## [Set task]
For each line of the data below that holds "this", copy the line.

Saved entries
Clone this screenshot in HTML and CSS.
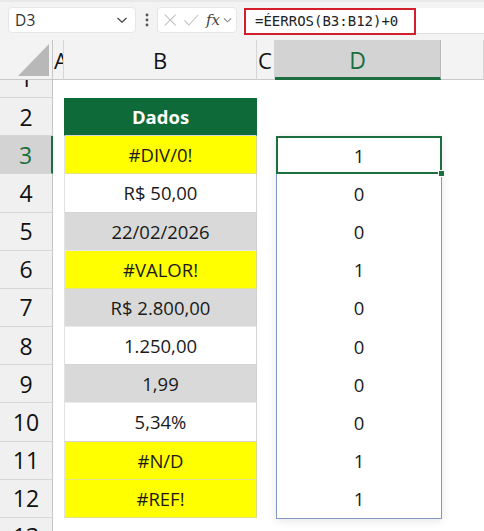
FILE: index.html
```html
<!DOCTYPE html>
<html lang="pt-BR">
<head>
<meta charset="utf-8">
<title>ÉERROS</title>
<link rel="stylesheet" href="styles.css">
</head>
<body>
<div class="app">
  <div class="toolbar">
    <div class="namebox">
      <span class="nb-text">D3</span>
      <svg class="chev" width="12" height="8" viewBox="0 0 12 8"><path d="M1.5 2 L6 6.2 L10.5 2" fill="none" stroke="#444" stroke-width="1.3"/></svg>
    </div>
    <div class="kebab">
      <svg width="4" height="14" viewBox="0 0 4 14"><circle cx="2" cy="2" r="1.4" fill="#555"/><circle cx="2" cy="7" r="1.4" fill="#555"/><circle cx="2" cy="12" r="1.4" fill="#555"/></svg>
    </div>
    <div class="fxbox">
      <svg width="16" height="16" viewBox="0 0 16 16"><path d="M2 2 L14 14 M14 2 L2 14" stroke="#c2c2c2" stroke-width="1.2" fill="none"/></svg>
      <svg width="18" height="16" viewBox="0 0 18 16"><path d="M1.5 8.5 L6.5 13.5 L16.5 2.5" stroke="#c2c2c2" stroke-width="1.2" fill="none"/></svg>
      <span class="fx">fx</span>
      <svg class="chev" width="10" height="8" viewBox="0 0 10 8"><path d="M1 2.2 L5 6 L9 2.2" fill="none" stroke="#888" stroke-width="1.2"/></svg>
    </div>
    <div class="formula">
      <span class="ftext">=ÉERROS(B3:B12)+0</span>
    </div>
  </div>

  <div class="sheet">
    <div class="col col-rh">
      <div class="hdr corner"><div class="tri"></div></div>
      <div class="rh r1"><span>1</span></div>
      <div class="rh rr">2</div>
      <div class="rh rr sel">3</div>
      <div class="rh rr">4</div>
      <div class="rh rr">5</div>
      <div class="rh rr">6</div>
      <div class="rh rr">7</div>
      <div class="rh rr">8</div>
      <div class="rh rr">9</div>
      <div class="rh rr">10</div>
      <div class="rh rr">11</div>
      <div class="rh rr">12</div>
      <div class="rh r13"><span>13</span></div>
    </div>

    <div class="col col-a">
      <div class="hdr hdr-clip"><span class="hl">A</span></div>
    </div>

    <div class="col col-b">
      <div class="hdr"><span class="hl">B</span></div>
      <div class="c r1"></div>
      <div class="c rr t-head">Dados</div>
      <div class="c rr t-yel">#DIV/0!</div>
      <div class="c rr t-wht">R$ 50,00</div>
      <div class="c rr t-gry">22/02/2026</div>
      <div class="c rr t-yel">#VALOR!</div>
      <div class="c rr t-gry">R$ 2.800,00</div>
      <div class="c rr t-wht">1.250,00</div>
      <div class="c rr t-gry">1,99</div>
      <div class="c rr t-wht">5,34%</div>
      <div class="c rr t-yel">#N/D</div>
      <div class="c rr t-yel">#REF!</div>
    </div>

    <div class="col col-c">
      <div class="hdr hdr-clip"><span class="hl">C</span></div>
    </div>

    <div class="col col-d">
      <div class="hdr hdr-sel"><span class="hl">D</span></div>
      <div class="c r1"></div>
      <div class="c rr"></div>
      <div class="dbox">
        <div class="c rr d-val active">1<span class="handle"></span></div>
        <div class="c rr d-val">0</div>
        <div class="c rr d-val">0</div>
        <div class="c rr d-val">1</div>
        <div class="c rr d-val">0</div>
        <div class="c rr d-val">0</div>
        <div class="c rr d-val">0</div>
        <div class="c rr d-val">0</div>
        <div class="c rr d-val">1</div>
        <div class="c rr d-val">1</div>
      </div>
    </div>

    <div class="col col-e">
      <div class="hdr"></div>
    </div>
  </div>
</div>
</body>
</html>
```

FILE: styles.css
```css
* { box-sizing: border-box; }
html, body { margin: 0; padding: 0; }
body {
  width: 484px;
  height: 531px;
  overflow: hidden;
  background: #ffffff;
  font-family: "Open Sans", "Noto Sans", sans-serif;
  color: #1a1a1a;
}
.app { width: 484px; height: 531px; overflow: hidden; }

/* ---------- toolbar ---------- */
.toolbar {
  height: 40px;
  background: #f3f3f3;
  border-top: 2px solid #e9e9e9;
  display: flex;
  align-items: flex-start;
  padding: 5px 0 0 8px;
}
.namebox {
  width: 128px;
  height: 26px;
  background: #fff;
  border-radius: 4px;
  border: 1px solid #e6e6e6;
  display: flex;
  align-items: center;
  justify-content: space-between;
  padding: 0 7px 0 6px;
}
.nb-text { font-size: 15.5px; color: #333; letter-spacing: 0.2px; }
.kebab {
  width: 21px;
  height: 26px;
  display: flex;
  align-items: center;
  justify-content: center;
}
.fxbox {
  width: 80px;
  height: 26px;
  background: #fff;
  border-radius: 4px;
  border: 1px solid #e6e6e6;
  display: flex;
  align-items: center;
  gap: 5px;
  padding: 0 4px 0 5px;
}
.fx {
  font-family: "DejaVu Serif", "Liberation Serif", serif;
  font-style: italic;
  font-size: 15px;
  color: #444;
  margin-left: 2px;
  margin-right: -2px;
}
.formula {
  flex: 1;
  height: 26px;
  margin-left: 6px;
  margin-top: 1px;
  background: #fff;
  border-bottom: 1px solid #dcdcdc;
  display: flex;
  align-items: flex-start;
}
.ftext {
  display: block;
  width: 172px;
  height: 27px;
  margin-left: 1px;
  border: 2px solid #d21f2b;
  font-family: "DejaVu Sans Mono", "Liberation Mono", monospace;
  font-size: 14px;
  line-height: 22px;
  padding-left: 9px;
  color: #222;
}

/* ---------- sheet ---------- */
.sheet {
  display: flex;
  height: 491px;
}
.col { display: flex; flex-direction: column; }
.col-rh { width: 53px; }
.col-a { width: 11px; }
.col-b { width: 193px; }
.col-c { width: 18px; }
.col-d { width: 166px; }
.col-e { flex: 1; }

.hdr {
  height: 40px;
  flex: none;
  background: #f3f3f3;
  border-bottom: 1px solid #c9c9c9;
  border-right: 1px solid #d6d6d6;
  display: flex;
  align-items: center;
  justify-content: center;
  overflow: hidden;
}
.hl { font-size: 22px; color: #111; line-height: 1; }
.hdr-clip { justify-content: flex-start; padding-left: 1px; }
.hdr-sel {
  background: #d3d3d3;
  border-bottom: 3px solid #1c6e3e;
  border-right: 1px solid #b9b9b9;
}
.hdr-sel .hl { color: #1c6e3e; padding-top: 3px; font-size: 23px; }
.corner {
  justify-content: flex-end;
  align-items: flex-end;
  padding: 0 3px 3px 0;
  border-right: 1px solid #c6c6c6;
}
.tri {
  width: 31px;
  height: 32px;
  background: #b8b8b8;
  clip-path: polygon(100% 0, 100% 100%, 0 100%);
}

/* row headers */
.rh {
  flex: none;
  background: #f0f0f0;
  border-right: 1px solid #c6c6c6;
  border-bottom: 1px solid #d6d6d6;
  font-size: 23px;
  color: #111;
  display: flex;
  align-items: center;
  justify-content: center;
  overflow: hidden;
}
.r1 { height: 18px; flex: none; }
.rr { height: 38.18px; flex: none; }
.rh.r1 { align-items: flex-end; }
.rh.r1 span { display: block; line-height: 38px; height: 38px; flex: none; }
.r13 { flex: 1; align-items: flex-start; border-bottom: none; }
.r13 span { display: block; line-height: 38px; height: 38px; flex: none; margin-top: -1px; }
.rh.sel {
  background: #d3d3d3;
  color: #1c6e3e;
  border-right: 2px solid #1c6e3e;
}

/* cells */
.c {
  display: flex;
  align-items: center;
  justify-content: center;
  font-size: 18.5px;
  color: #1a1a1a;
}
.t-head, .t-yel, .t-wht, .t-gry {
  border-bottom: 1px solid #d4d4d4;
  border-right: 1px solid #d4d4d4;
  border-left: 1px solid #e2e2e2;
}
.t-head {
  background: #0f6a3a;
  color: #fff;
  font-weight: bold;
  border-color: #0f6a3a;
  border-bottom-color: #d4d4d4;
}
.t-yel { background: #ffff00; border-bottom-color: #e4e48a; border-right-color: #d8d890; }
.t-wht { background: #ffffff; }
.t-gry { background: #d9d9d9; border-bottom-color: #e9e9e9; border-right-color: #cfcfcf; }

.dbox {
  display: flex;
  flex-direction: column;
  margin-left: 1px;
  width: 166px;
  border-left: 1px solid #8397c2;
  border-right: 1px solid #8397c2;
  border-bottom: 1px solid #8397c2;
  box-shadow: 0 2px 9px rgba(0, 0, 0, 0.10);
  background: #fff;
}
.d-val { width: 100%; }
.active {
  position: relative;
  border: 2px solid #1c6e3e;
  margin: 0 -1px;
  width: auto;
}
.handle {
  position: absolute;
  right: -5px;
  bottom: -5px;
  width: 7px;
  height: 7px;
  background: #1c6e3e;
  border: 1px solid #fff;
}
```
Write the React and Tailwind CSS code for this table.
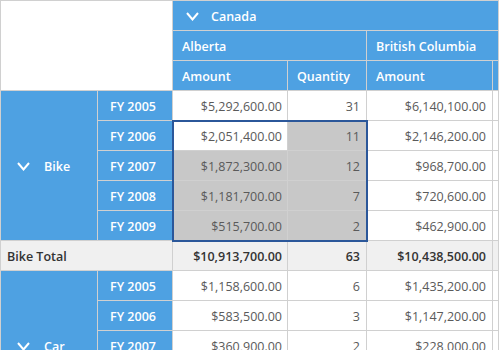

## [Reply to the task]
Clone this screenshot in HTML and CSS.
Write the React and Tailwind CSS code for this table.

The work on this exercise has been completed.